Tu shung Peng est une expression de patois jamaïcain pour désigner notre herbe préférée ; c’est aussi un band de reggae originaire du sud ouest parisien et fondé en 1998. Trop peu connu du grand public, le Tu shung Peng a pourtant à son actif de nombreuses collaborations avec des artistes comme U Brown, Michael Rose, Ken Boothe, Clinton Fearon et bien d’autres et un nombre incalculable de dates comme le Garance en 2010 où ils étaient le seul band français à se produire sur scène. Après quatre albums sortis entre 2006 et 2015 le groupe nous revenait le 6 mars dernier avec un nouvel opus de qualité à découvrir absolument Channel 5.
Entretien avec l'un de ses membres fondateurs, Manu Humbert.
Reggae.fr : Peux tu décrire ton rôle dans Tu Shung Peng ?
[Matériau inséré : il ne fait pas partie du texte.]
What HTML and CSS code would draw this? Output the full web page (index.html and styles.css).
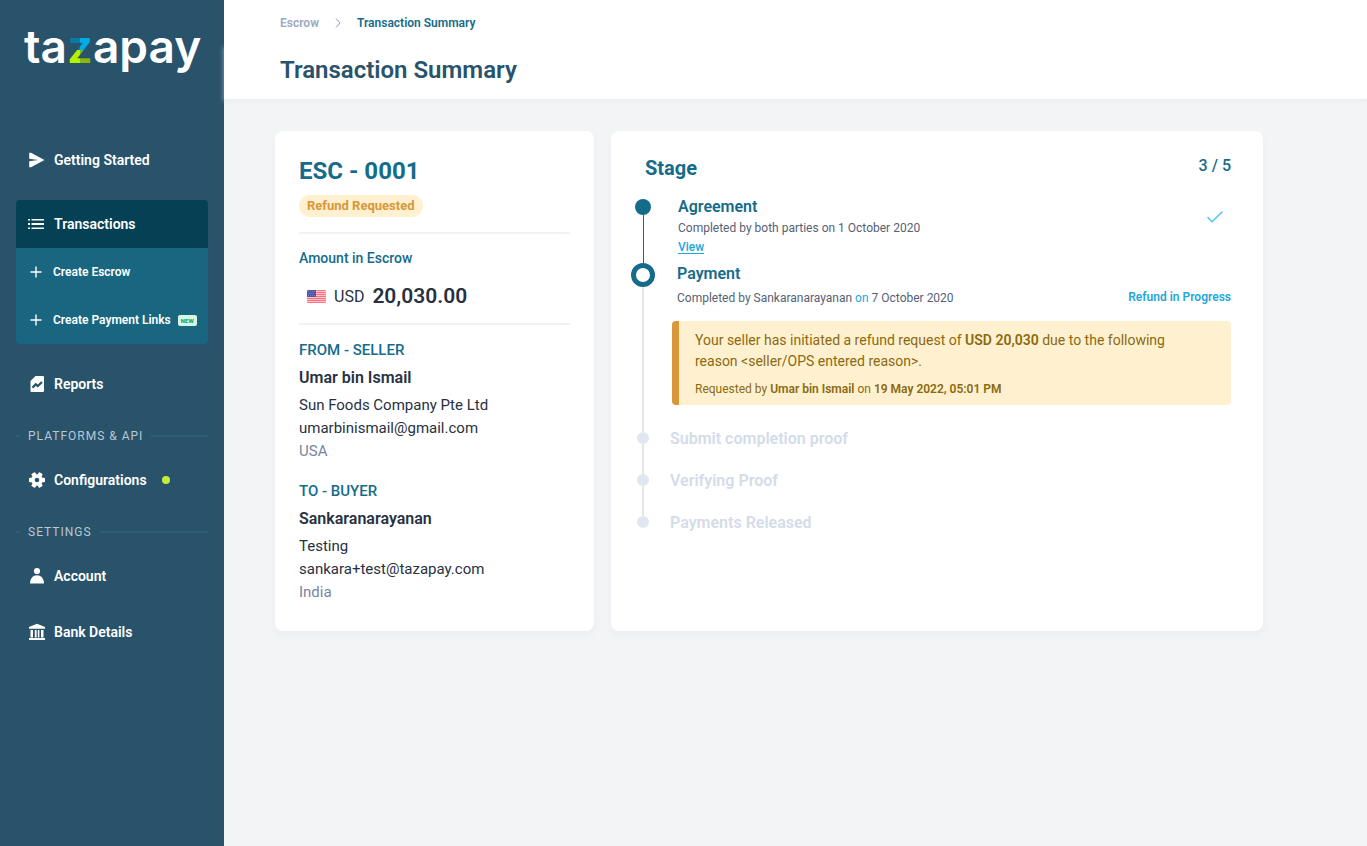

Manu : J’ai créé le groupe avec Ras Dean qui était un ami d’enfance et batteur de 1997 à 2008. Je suis musicien au mélodica et bien investi dans la production des morceaux et la direction du projet.
Peux-tu expliquer le choix du titre de l'album Channel 5 ?
C’est notre 5ème album, une pépite raffinée comme un parfum de renom. Nous faisons aussi référence aux « channels » de la console de mixage bien sûr et au studio Channel One…
Comment avez-vous travaillé en termes de production ?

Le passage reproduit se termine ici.